Before Clegg came out there was a bit of “this is what democracy looks/ feels/ sounds/ is like” chanting. I wasn’t so sure. To me, a load of largely middle-class, largely London-based people giggling about twitter isn’t democracy. It’s part of democracy, but only part. It wasn’t, to me, what democracy feels like. But then neither was last Thursday, which is why I went on this demo.

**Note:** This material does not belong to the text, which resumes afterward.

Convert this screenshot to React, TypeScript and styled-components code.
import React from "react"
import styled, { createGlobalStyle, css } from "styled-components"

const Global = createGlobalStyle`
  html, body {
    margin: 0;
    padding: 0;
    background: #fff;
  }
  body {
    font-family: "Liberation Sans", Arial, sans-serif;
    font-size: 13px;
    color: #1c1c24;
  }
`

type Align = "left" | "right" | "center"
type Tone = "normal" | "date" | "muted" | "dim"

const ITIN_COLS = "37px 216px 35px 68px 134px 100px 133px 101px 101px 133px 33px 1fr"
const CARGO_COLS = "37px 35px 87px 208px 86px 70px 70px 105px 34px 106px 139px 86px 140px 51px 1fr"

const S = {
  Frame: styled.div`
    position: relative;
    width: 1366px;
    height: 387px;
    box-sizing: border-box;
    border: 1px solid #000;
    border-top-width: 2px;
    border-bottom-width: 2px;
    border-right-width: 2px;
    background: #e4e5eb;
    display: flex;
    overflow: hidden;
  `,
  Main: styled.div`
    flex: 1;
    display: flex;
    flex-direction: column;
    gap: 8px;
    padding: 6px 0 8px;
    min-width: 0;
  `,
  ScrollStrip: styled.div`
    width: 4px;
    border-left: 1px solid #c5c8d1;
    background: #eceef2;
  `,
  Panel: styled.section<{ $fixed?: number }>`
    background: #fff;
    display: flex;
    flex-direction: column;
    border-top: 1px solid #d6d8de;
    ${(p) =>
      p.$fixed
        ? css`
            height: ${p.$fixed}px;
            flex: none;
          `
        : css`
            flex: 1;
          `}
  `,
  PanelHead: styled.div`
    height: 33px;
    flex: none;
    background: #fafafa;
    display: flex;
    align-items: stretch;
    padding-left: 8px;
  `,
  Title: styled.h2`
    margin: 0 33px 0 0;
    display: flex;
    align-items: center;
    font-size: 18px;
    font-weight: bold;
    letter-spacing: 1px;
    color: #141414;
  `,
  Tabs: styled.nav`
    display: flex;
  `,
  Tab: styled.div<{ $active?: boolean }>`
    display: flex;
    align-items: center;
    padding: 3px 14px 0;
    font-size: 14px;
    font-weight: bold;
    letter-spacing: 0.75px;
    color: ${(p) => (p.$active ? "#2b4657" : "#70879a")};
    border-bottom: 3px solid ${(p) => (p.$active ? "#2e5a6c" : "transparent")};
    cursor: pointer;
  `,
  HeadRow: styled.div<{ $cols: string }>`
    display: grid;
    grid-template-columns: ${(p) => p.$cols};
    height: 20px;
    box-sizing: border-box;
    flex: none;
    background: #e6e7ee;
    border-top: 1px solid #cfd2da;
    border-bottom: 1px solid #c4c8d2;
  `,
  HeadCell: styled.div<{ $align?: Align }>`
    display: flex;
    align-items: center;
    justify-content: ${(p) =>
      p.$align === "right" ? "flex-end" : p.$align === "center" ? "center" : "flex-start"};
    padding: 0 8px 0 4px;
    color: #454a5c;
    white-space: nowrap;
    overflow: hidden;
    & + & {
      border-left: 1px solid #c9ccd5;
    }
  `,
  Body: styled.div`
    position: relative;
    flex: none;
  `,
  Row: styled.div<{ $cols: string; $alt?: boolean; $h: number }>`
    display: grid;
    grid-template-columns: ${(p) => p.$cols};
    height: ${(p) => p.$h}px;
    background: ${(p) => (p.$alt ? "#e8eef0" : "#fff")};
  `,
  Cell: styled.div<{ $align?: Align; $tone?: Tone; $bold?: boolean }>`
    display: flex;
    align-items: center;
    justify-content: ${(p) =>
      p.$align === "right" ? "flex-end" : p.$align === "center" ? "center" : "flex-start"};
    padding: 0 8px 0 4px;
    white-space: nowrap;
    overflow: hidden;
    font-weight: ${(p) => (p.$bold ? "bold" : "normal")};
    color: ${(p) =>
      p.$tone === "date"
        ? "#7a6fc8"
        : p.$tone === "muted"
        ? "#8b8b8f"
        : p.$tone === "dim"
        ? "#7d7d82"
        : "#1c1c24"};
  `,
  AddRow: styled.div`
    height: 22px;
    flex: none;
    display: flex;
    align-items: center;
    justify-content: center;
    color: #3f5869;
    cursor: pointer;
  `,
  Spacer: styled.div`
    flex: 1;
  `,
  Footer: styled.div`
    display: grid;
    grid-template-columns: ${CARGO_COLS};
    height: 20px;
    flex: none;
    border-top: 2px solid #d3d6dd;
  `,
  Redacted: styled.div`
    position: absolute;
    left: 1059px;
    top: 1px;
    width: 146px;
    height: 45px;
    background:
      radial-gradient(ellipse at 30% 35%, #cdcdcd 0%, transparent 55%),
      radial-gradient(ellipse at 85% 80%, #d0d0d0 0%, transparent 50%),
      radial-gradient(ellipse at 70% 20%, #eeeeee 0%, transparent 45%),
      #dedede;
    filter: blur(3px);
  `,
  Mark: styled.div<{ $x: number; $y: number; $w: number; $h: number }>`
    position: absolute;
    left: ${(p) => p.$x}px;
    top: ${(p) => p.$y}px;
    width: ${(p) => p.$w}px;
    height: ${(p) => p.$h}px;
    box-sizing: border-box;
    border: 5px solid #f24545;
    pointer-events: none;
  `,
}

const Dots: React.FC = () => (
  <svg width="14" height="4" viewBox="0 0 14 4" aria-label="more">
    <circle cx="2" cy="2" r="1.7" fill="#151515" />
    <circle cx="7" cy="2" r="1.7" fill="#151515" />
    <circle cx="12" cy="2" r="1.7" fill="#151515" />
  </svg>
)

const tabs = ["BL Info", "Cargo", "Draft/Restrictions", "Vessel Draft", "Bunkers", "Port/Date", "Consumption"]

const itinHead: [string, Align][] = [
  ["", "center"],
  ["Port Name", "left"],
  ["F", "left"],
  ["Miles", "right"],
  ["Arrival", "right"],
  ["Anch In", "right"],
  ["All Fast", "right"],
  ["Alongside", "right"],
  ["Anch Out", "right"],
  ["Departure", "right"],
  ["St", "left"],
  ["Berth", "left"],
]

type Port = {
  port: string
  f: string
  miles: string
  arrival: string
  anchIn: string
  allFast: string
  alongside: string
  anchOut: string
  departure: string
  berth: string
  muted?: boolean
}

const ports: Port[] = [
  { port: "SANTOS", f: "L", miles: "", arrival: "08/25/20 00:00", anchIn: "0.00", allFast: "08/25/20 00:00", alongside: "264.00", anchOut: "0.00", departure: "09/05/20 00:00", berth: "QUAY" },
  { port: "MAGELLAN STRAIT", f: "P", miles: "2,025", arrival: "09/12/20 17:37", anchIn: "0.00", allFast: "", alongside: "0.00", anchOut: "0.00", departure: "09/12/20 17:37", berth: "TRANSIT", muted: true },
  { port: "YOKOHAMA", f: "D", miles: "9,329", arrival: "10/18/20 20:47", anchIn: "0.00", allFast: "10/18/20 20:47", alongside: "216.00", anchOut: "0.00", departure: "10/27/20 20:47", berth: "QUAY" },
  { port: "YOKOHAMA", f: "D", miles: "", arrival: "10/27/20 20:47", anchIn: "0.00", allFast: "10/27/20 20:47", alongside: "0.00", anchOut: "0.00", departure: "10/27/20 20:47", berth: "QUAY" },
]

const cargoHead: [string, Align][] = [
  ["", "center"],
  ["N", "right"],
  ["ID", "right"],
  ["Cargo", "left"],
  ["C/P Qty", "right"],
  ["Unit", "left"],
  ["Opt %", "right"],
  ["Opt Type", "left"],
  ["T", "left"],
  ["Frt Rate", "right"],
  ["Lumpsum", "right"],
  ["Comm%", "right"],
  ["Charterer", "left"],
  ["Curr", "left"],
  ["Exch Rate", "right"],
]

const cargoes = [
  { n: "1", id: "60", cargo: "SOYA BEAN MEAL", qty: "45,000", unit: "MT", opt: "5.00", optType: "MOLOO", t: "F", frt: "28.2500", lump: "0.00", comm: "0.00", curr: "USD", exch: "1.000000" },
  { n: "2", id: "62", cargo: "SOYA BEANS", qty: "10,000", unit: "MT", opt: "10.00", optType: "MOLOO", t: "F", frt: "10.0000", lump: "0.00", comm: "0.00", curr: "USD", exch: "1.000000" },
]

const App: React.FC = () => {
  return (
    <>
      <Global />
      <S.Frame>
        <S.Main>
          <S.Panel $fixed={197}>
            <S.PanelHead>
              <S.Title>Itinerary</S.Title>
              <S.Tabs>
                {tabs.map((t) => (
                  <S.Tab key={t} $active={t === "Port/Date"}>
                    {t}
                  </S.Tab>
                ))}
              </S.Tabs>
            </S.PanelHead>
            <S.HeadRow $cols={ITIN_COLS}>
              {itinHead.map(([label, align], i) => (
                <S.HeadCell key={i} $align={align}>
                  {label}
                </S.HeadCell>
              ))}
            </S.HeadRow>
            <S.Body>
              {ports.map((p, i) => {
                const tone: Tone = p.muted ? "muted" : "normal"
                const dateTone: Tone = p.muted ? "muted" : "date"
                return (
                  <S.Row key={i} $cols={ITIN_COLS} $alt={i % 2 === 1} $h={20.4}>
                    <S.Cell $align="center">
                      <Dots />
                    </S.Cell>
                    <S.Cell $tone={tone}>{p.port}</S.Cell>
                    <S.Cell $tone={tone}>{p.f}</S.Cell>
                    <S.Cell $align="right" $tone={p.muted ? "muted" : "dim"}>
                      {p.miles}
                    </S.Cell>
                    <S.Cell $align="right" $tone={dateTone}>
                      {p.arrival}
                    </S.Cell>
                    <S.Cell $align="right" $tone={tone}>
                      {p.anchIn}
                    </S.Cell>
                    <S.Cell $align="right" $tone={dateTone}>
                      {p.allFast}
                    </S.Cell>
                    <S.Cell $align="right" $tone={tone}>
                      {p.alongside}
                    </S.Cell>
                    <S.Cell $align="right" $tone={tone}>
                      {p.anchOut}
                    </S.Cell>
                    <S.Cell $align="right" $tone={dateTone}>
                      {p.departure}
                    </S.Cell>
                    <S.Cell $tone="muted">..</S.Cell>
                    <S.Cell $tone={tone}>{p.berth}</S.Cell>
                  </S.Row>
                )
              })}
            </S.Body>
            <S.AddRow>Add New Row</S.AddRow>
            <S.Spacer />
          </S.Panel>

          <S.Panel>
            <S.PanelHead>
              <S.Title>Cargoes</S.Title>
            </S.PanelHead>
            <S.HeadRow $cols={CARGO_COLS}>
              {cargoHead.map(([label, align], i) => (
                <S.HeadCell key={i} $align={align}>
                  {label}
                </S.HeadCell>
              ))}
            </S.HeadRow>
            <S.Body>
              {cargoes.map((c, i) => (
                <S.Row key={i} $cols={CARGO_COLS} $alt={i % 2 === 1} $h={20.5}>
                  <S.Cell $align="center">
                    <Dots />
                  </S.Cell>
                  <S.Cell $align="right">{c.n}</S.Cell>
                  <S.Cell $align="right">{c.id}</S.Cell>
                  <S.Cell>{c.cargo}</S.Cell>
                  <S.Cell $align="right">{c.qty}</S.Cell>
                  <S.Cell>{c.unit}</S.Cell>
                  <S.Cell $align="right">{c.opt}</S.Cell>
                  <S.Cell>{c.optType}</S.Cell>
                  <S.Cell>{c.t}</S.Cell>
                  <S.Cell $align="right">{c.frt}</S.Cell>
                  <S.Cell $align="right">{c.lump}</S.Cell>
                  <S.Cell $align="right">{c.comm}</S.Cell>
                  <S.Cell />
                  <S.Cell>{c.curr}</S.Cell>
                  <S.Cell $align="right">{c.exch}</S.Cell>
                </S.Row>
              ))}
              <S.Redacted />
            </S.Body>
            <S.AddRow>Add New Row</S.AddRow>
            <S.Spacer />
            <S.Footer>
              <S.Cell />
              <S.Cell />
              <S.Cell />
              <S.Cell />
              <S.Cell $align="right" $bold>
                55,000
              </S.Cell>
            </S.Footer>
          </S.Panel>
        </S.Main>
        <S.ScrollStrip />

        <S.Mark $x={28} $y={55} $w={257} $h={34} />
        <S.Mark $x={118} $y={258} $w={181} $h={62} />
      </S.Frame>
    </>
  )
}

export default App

As I type this, I am reading reports of secret memos and late-night phone calls. On the most part, the news is still reporting on closed doors. I’m also reading, hearing and watching a load of reports of the demonstration too, so at least our call for reform is part of the public debate (not always good). Arguably, we provided a bit of good publicity for Clegg, the picture of him addressing us has cropped up all over the media this evening. Maybe he can use it to help a call for electoral reform. Still, as Adam Blenkov says in his writeup of the event, “for all the cheers he received, he [Clegg] made no new commitment”. We’ll just have to wait and see.
At the very least, I left the demo feeling a bit happier about the political community I’m part of. It’s not the sunny hope I felt as a teenager in 1997, but it’s not nearly as grey as it felt on Friday morning.